To ensure that $$5\delta < \epsilon$$, we need to choose $$\delta < \frac{\epsilon}{5}$$. Combining this with the initial assumption that $$\delta \le 1$$, we select $$\delta$$ as:

$$\delta = \min\left(1, \frac{\epsilon}{5}\right)$$

Now, we verify this choice. Given any $$\epsilon > 0$$, choose $$\delta = \min\left(1, \frac{\epsilon}{5}\right)$$. If $$|x - 2| < \delta$$, then because $$\delta \le 1$$, it implies $$|x - 2| < 1$$. This means $$1 < x < 3$$. Adding 2 to all parts, we get $$3 < x + 2 < 5$$, which implies $$|x + 2| < 5$$. Therefore:

$$|f(x) - f(2)| = |x^2 - 4| = |x - 2| \times |x + 2| < \delta \times 5$$

Since we chose $$\delta \le \frac{\epsilon}{5}$$, we have:

$$\delta \times 5 \le \frac{\epsilon}{5} \times 5 = \epsilon$$

Thus, $$|f(x) - f(2)| < \epsilon$$. This verifies that $$f(x) = x^2$$ is continuous at $$x=2$$.

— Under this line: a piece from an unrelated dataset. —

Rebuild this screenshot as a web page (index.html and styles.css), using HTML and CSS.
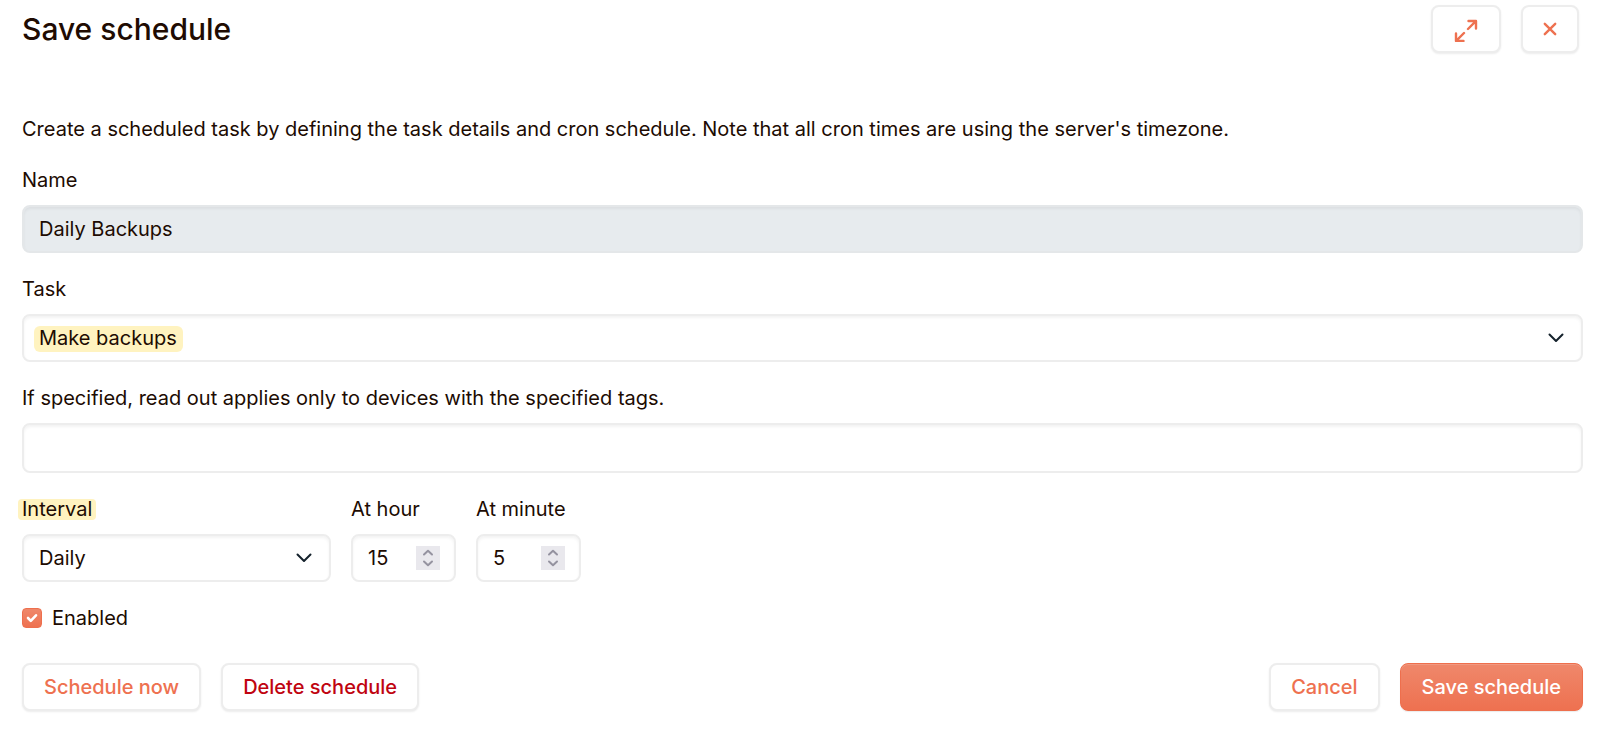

**step3 Verifying Continuity at $$x=50$$**

For $$a=50$$, we again use the general formula from Step 1. We need to show that for any $$\epsilon > 0$$, there exists a $$\delta > 0$$ such that if $$|x - 50| < \delta$$, then $$|x^2 - 50^2| < \epsilon$$. First, calculate $$|x^2 - 50^2|$$:

$$|x^2 - 2500| = |(x - 50)(x + 50)| = |x - 50| \times |x + 50|$$

Using the bound for $$|x+a|$$ with $$a=50$$:

$$|x + 50| < |2 \times 50| + 1 = |100| + 1 = 101$$

So, we have:

$$|x^2 - 2500| < \delta \times 101 = 101\delta$$

To ensure that $$101\delta < \epsilon$$, we need to choose $$\delta < \frac{\epsilon}{101}$$. Combining this with the initial assumption that $$\delta \le 1$$, we select $$\delta$$ as:

$$\delta = \min\left(1, \frac{\epsilon}{101}\right)$$

Now, we verify this choice. Given any $$\epsilon > 0$$, choose $$\delta = \min\left(1, \frac{\epsilon}{101}\right)$$. If $$|x - 50| < \delta$$, then because $$\delta \le 1$$, it implies $$|x - 50| < 1$$. This means $$49 < x < 51$$. Adding 50 to all parts, we get $$99 < x + 50 < 101$$, which implies $$|x + 50| < 101$$. Therefore:

$$|f(x) - f(50)| = |x^2 - 2500| = |x - 50| \times |x + 50| < \delta \times 101$$

Since we chose $$\delta \le \frac{\epsilon}{101}$$, we have:

$$\delta \times 101 \le \frac{\epsilon}{101} \times 101 = \epsilon$$

Thus, $$|f(x) - f(50)| < \epsilon$$. This verifies that $$f(x) = x^2$$ is continuous at $$x=50$$.